- [THE PROBLEM]: Extract the lines that carry the string "this" from the listing.

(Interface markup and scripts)
------------------------

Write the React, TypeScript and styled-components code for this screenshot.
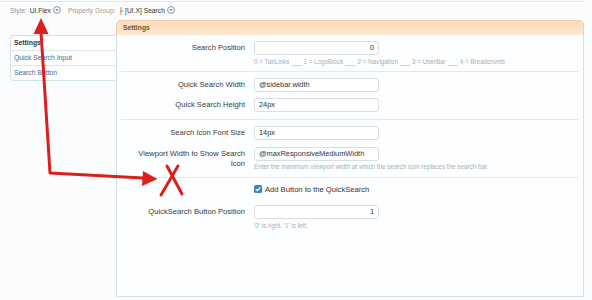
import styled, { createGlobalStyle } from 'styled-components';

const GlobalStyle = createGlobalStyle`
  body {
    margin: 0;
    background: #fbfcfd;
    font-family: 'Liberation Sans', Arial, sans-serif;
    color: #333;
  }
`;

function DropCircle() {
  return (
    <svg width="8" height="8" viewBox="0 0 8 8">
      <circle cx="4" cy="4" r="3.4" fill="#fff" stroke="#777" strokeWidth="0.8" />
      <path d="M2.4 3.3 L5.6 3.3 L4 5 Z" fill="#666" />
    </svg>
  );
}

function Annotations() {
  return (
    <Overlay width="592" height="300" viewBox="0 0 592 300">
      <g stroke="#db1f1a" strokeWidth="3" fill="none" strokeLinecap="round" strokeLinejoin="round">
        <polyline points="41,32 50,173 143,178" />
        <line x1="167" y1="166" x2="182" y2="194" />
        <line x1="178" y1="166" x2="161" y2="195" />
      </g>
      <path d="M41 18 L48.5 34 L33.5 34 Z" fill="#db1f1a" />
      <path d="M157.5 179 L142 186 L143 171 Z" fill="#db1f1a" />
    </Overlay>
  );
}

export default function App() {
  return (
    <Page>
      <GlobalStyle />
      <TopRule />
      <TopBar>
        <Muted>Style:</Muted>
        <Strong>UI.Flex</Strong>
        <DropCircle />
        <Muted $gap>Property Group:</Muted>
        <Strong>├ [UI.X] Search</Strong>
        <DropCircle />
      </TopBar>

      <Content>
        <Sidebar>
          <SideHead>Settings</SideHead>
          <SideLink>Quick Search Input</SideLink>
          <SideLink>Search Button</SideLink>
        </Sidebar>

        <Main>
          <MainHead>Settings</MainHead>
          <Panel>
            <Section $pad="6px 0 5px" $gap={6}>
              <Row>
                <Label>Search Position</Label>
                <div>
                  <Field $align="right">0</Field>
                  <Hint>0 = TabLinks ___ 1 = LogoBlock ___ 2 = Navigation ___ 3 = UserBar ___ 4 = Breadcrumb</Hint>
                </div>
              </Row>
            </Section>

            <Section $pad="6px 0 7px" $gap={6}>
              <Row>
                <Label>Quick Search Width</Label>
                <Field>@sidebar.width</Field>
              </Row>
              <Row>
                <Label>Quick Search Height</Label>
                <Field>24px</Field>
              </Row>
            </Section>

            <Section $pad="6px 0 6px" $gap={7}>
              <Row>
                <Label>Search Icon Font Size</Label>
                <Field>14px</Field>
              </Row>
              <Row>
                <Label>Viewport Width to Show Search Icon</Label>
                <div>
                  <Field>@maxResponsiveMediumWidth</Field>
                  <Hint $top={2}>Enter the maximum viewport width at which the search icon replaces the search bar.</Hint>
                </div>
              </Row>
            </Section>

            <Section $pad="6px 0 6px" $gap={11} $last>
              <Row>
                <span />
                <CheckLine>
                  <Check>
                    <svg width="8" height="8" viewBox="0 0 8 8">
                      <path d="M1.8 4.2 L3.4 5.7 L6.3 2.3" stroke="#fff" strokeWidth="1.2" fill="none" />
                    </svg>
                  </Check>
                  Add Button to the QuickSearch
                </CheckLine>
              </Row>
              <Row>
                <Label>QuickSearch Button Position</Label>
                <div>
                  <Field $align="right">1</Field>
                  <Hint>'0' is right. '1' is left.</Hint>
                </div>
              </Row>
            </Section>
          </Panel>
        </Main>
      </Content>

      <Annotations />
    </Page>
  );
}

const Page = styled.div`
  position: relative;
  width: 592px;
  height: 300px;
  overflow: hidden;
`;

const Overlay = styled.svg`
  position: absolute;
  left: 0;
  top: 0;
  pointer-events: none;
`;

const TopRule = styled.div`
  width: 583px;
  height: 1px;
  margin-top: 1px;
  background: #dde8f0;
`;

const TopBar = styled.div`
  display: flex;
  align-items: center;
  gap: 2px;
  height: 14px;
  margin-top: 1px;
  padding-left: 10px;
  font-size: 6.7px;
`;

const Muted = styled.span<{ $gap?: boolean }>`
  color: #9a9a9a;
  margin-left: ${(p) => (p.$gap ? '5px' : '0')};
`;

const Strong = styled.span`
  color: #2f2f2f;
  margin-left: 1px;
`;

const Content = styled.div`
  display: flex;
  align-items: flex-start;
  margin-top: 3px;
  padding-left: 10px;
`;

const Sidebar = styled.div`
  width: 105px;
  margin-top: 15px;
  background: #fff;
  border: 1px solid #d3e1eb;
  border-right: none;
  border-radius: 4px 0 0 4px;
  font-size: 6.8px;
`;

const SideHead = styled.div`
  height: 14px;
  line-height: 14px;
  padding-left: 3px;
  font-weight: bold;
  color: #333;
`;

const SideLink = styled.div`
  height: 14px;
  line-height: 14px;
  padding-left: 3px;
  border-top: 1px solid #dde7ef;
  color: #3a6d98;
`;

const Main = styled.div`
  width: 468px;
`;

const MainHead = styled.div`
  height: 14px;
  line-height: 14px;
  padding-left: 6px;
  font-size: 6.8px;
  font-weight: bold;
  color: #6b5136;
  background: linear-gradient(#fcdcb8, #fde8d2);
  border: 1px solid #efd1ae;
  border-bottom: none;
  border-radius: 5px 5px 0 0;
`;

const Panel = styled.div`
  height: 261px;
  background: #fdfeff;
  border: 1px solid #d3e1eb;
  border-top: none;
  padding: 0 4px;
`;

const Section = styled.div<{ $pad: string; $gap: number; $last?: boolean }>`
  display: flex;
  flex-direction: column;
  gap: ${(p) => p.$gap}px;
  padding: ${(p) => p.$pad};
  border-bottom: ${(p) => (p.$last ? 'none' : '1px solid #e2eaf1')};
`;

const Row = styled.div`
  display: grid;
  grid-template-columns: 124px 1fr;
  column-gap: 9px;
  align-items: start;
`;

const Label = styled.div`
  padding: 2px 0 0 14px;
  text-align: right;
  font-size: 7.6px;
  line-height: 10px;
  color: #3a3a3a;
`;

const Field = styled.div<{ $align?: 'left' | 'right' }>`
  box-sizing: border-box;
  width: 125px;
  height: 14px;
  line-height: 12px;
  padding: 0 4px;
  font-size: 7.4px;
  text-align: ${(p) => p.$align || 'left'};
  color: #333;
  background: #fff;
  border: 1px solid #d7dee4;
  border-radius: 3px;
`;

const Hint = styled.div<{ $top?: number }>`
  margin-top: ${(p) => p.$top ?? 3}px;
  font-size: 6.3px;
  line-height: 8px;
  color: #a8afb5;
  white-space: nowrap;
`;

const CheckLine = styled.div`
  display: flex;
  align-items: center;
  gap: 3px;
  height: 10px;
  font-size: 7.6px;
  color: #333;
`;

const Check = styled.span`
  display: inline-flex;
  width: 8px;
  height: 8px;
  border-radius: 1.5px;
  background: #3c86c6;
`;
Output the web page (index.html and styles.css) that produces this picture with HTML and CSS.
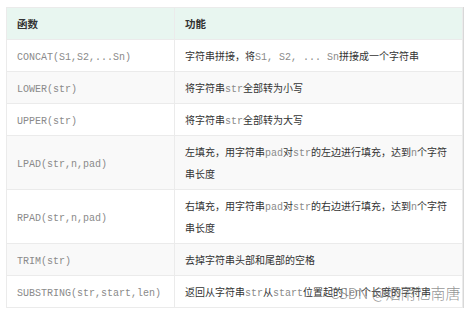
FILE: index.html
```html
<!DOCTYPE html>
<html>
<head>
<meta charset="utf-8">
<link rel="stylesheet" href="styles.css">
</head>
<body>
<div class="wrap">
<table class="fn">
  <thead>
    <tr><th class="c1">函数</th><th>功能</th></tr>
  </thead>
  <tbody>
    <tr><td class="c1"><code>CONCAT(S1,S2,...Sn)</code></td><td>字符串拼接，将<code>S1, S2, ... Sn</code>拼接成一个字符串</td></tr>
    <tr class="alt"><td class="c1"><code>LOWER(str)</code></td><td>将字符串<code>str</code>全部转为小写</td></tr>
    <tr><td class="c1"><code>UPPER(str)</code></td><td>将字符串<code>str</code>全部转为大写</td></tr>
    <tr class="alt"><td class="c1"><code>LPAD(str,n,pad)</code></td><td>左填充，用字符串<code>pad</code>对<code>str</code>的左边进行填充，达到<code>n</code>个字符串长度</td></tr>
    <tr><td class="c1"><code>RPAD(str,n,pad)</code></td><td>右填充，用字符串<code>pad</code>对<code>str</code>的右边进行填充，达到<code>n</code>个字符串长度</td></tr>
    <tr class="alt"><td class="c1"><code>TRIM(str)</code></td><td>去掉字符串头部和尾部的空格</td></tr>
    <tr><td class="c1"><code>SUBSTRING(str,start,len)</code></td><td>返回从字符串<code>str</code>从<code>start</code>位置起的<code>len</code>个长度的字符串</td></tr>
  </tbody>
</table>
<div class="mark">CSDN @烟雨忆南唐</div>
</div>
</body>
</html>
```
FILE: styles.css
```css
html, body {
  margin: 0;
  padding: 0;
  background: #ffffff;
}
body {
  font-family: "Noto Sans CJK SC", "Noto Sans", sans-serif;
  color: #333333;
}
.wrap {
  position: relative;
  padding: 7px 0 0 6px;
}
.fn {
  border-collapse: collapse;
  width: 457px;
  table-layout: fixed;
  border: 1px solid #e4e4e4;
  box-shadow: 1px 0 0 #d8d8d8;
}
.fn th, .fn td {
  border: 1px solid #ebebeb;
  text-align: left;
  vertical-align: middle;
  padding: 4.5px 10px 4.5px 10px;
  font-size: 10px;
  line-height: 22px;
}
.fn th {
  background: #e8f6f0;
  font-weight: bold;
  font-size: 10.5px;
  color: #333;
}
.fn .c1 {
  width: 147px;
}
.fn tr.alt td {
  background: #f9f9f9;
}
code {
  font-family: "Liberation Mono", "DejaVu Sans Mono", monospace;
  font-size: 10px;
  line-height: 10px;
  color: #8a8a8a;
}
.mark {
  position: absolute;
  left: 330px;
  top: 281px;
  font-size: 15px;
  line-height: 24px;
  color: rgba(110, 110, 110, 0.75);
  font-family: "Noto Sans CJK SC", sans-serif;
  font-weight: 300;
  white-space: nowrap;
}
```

------------------------

- [RESULT OF THE EXERCISE]:
Write the React, TypeScript and styled-components code for this screenshot.
Output the web page (index.html and styles.css) that produces this picture with HTML and CSS.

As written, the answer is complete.